I was fascinated (and shocked) to read the story of how the city-planning elite systematically destroyed whole neighborhoods in New York pursuit of their own vision of how a city should look. Yet this is no polemic: Flood shows how smart people with good intentions were blinded by their own biases and caught in their own politics and completely lost touch both with common sense and the true heart of the neighborhoods they analyzed. Flood tells this story best through O'Hagan himself - his rise to power, his politicking, his change from uniform to a suit, and ultimately the double edged sword of his technocratic bureacracy.
Flood manages to both provoke and excite the reader with the perfect mix of intellectual insight and straight good storytelling. A must read.
NEW YORK CITY BURNING June 24, 2010 Fire Marshal Jack 1 out of 1 found this review helpful
Being in the field of fire investigation, and having worked with various NYC Fire Marshals over the years, including during certain of the times in the Book, I was rather shocked to finally see in print what many suspected was occuring "back then". There was an increase in the area of "fire investigation", which typically may indicate more "arsons" being detected, but the continuing $$ cutbacks and the seeming lack of concern over the FD closings and relocations, just added to the overall problem. Sure, there were increases in "arson", but the "normal" expected fires in a city this size were able to, many times, overpower the decreased FD responses. The author really has addressed the problem with full details. Whether the reader is in the "fire service" or not, this is a fantastic opportunity to view how and why a city "burned". Further, the cutbacks, decreases in municipal services, and elimination of fire stations mirrors what is currently happening with the fire service across the country TODAY! I urge the reader not to get overwhelmed with some of the involved details, rather,take the time to fully understand just how and why this scenario occurred, and the angst of those, "in the field", who had to cope with it. GREAT reading!

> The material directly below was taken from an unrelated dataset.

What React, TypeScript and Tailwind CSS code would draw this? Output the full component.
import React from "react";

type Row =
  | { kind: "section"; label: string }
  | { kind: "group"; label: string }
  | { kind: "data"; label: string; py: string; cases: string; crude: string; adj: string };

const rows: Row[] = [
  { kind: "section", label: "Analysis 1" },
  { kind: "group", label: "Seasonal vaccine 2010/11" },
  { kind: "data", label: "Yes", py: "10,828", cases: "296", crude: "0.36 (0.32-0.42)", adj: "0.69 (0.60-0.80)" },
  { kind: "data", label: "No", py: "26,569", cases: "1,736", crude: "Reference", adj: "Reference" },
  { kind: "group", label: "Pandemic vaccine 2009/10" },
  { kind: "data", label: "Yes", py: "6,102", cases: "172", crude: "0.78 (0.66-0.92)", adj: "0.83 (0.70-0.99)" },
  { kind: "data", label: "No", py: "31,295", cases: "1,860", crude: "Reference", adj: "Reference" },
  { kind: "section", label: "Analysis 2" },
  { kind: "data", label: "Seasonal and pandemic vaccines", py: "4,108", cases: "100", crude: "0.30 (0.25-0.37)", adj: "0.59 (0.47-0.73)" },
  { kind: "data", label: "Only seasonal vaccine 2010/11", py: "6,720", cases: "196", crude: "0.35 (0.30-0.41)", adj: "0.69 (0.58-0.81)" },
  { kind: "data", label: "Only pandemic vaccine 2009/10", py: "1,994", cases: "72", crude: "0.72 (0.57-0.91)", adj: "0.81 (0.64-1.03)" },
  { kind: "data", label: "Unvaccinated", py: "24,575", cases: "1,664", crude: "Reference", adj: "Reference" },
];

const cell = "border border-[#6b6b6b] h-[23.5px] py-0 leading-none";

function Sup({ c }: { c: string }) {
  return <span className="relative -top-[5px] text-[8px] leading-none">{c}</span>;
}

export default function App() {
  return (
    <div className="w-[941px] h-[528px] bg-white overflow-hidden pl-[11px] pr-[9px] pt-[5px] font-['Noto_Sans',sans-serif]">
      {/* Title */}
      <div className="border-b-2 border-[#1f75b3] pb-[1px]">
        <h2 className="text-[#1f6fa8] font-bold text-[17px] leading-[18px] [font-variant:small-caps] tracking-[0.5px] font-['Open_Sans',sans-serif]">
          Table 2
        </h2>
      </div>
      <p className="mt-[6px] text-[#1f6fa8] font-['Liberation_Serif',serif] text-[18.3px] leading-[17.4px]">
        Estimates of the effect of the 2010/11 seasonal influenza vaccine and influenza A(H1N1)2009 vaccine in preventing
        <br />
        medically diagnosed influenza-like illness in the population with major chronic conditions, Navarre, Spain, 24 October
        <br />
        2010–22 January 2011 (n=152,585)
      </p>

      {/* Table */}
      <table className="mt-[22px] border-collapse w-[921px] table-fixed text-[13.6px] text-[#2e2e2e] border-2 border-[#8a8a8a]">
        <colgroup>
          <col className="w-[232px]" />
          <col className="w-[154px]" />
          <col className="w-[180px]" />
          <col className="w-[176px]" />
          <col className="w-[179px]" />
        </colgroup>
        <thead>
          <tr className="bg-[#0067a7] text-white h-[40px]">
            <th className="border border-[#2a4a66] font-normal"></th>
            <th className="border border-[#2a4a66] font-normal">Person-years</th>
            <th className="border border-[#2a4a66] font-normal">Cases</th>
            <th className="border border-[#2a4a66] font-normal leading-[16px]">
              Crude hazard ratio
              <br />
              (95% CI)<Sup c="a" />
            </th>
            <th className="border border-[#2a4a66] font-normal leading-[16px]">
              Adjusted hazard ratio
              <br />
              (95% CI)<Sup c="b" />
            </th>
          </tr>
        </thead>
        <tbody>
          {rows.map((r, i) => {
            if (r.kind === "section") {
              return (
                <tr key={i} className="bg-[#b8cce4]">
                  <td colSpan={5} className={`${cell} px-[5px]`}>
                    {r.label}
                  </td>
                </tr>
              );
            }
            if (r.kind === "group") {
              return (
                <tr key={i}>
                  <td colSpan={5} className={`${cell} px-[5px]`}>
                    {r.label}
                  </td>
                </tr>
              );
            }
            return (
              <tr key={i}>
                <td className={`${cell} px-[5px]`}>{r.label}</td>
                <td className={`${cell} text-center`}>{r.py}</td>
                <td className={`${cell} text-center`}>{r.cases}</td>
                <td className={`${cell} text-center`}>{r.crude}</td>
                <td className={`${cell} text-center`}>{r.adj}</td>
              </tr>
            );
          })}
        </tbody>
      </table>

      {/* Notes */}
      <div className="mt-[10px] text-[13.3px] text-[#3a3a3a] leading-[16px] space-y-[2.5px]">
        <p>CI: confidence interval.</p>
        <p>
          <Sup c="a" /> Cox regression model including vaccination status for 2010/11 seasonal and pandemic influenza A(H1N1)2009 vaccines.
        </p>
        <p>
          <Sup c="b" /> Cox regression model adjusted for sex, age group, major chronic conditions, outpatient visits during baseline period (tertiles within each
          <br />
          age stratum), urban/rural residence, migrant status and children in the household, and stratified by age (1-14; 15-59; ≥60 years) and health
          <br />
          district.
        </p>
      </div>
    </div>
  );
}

Amazing view of very turbulent period in American History August 1, 2010 R. C Sheehy (Foxboro,MA USA) 1 out of 1 found this review helpful
Certainly one of the great mysteries of contemporary American History is why New York City became such an economic basket case during the 1970's. Yes the clues were there but why exactly did everything happen at once. The simple answer according to Joe Flood is that the slavish devotion of so called,"experts," resulted in massive disruption in city services when they were most needed. The reason they were so needed is that decades of terrible planning and failed social policies by the same experts destroyed the fabric of the city. Flood shows that other social issues may have been minimized or possibly destroyed if not for the destruction of the city by those who so arrogantly assumed they were saving it.

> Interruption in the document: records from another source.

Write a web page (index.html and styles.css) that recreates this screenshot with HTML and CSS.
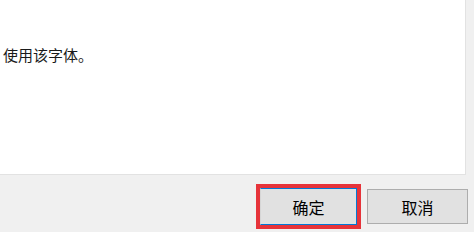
FILE: index.html
```html
<!DOCTYPE html>
<html>

<head>
    <meta charset="UTF-8">
    <title>字体</title>
    <link rel="stylesheet" href="styles.css">
</head>

<body>
    <div class="panel">
        <p class="note">使用该字体。</p>
    </div>
    <div class="footer">
        <div class="mark">
            <button class="btn btn-ok">确定</button>
        </div>
        <button class="btn btn-cancel">取消</button>
    </div>
</body>

</html>
```

FILE: styles.css
```css
html,
body {
    margin: 0;
    height: 100%;
    background-color: #f0f0f0;
    font-family: "Noto Sans CJK SC", "Noto Sans", sans-serif;
    overflow: hidden;
}

.panel {
    width: 466px;
    height: 175px;
    box-sizing: border-box;
    background: #fff;
    border-right: 1px solid #e2e2e2;
    border-bottom: 1px solid #e2e2e2;
}

.note {
    margin: 0;
    padding: 44px 0 0 3px;
    font-size: 15px;
    line-height: 22px;
    color: #1a1a1a;
}

.footer {
    display: flex;
    justify-content: flex-end;
    align-items: center;
    gap: 6px;
    padding: 9px 6px 0 0;
}

.mark {
    display: flex;
    border: 4px solid #e6333a;
}

.btn {
    margin: 0;
    padding: 0;
    font-family: inherit;
    font-size: 16px;
    color: #000;
    background: #e1e1e1;
    border: 1px solid #adadad;
}

.btn-ok {
    width: 97px;
    height: 37px;
    border-color: #0078d7;
    border-left-color: #d6d6d6;
}

.btn-cancel {
    width: 101px;
    height: 35px;
}
```
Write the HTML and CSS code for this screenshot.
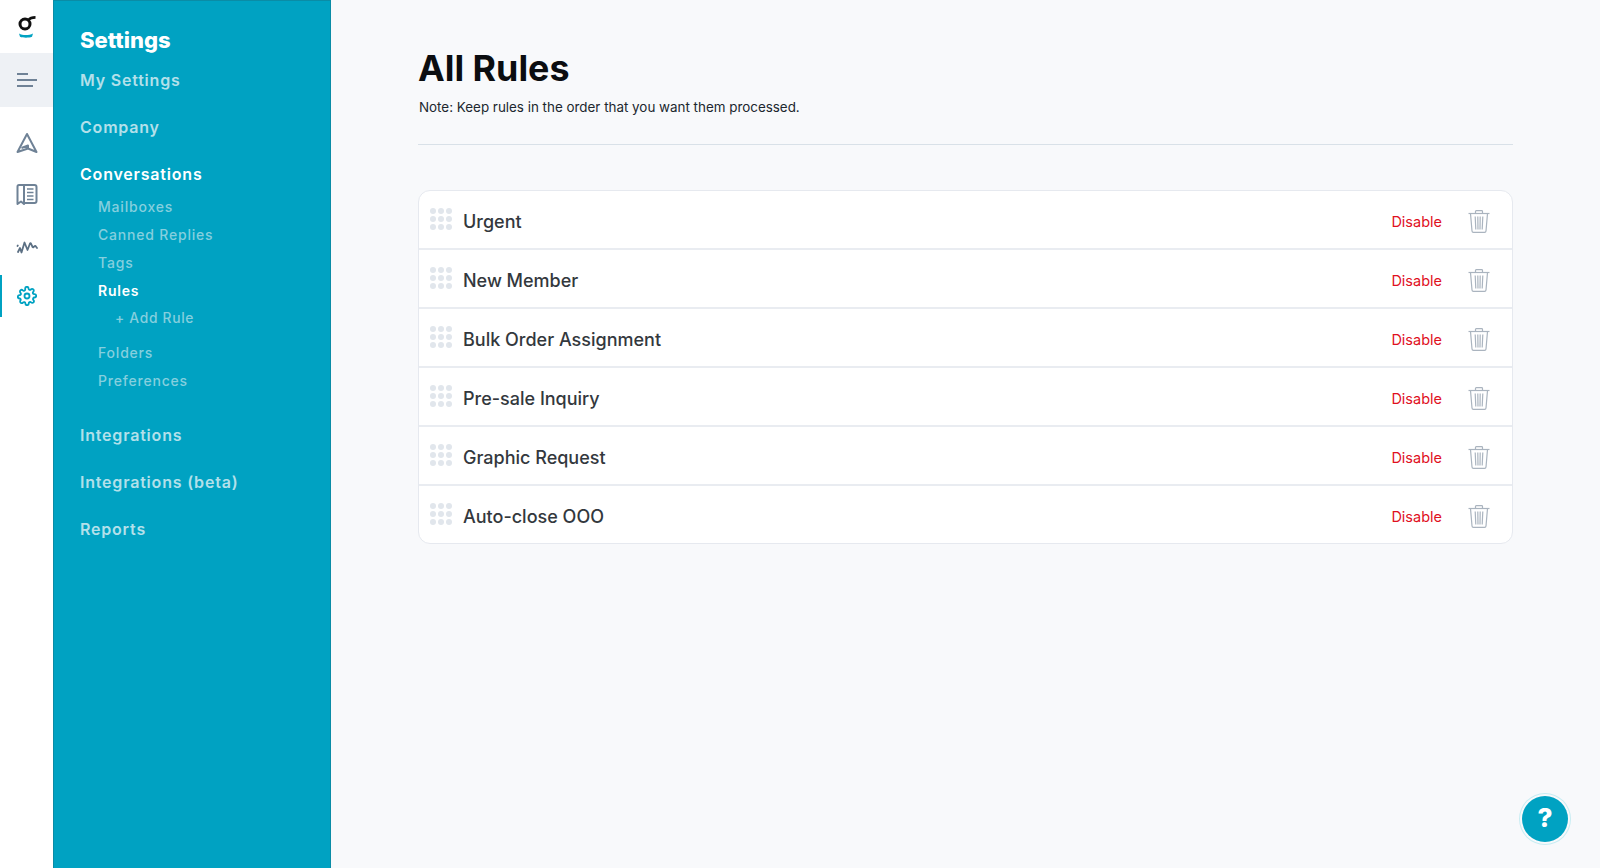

By using the lens of the fire department Flood is able to demonstrate how these failed policies combined with the personal goals of ambitious civil servants who put their own agendas ahead of the good of the citizens of New York. He also does a wonderful job of showing how the minority community was often under attack by these groups and how their own elected representatives chose to line their own pockets rather than help their constituents.
Quite simply this is an excellent and unheralded book. I strongly recommended it as the hidden gem of the year thus far.
An Impressive Correction To The Historical Record June 17, 2010 E. Beaver (Yokosuka, Japan) 1 out of 2 found this review helpful
Wasn't it arson that gutted so much of New York City in the 1970's? Don't the "experts" know what they are doing until the politicians get in the way? Aren't urban redevelopment efforts made with the best of intentions?
Joe Flood refutes these historical misconceptions and others in a richly detailed overview of how fatally flawed quantitative models, tragic ego-driven oversights and the inability of the poor to be reasonably represented in the halls of power doomed hundreds of thousands of people to lose their homes during an intense time period known by FDNY types as the "War Years." Terrible suffering and even fatalities resulted from the implementation of poorly conceived and executed reforms that ignored local conditions and the protests of the men on the ground who saw for themselves (and still seem haunted by, thanks to Flood's wise and effective decision to incorporate many first-hand accounts into the narrative) the price paid by those whose voices were drowned out in the name of saving money. Yet Flood is remarkably even-handed in his portrayal of the key participants in this modern disaster, portraying personal and professional motivations for easily condemnable in hindsight actions that force the reader to consider the limits and fallibility of even the finest of public servants.
Flood's work would be of great use in intro classes for urban planning, public policy, and urban geography, appealing to instructors wanting their students to get an idea of the messy reality of policy making and the dire need for students moving on into either the public or private sectors to understand the human and economic cost of failures to perform proper data analysis and employ rigorous research methods. It would also make an exceptional gift for anyone interested in urban studies, New York City's history, and firefighting.